Depois de tudo o que disse, a resposta deverá ser óbvia: ao falarmos de descrições de acções, estamos a entrar num contexto referencialmente opaco (ou intensional; é a mesma coisa). Tal como pode ser verdade que "Lois Lane não ama Clark Kent", muito embora ela ame o Super-Homem e "Clark Kent" e "Super-Homem" sejam co-extensivos, também pode ser verdade que "O meu desejo de ligar a luz e a minha crença de que poderia fazê-lo simplesmente ligando o interruptor não racionalizam a minha acção de alertar o ladrão", muito embora racionalizem a minha acção de ligar o interruptor, e a minha acção de ligar o interruptor e a minha acção de alertar o ladrão sejam a mesma acção.
Tal como, para se determinar o valor de verdade de "Lois Lane ama Clark Kent", não é suficiente saber a extensão de "Clark Kent", também no caso de "Tal desejo e tal crença racionalizam a minha acção de alertar o ladrão" não chega saber a extensão de "acção de alertar o ladrão". O desejo e a crença podem racionalizar a acção, se olharmos para ela de uma maneira, e não a racionalizar, se olharmos para ela de outra maneira. É nisto que consiste o carácter intensional das descrições de acções, que mencionei no título desta secção.
Alguém que tenha lido "Actions, reasons and causes", o artigo clássico de Davidson, poderá ter ficado com uma dúvida: porque é que Davidson diz que as descrições de acções são apenas semi-intensionais?
Boa pergunta. A resposta reside na definição de "contexto intensional". Já aqui mencionei uma das características dos contextos intensionais: os termos co-extensivos não são inter-substituíveis salva veritate. A outra característica dos contextos intensionais que me falta mencionar é que, neles, nada impede um termo de ser vazio, isto é, de não ter qualquer extensão.
Tome o exemplo da frase "As crianças acreditam no Pai Natal". O valor de verdade desta frase é completamente independente de haver ou não um Pai Natal. Este tipo de coisas não acontece num contexto extensional.
De acordo com Davidson, as descrições de acções não são intensionais neste sentido, porque, mesmo que seja falso que tal desejo e tal crença racionalizem uma dada, essa acção teve mesmo que acontecer. Neste sentido, as descrições de acções não são como o Pai Natal: podemos tentar racionalizá-las da maneira que quisermos, mas elas têm que existir.
A conclusão que podemos retirar daqui é a de que, de acordo com o modelo crença-desejo, para racionalizar uma acção não basta atribuir ao agente um desejo e uma crença relevante - de modo a acomodar o carácter intensional das descrições de acções, se quisermos racionalizar uma acção teremos também que a apresentar sob uma descrição que revele o seu carácter intencional.

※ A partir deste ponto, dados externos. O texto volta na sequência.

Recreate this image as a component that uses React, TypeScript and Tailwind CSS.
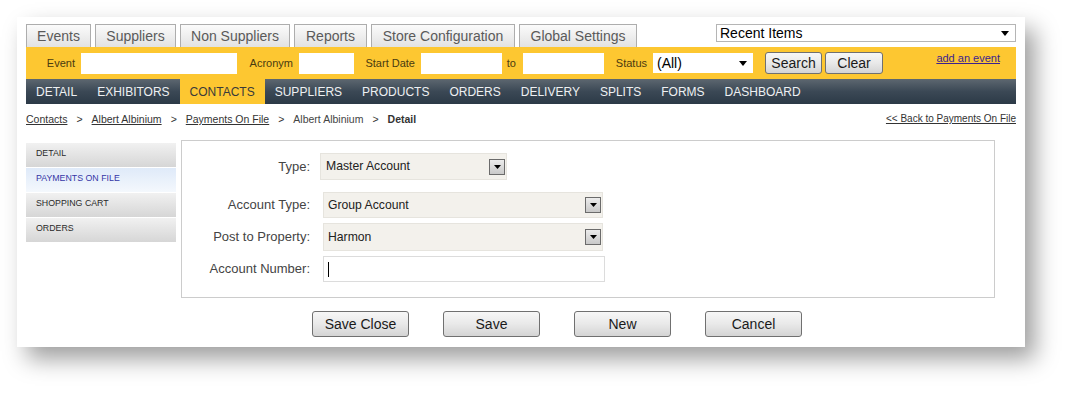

É melhor fazer aqui outra pausa antes de prosseguir, porque se não pode haver confusão outra vez. Já expliquei em que consiste o carácter intensional das descrições de acções: no facto de as acções poderem ser racionalizadas, se forem apresentadas sob uma dada descrição, e de poderem não ser racionalizadas, se forem apresentadas sob outra descrição. Tendo isto em mente, temos que procurar encontrar a descrição certa da acção. Essa descrição certa será uma descrição intencional. Porquê "intencional"? Porque deverá tornar claro porque é que o agente teria tido a intenção de a realizar.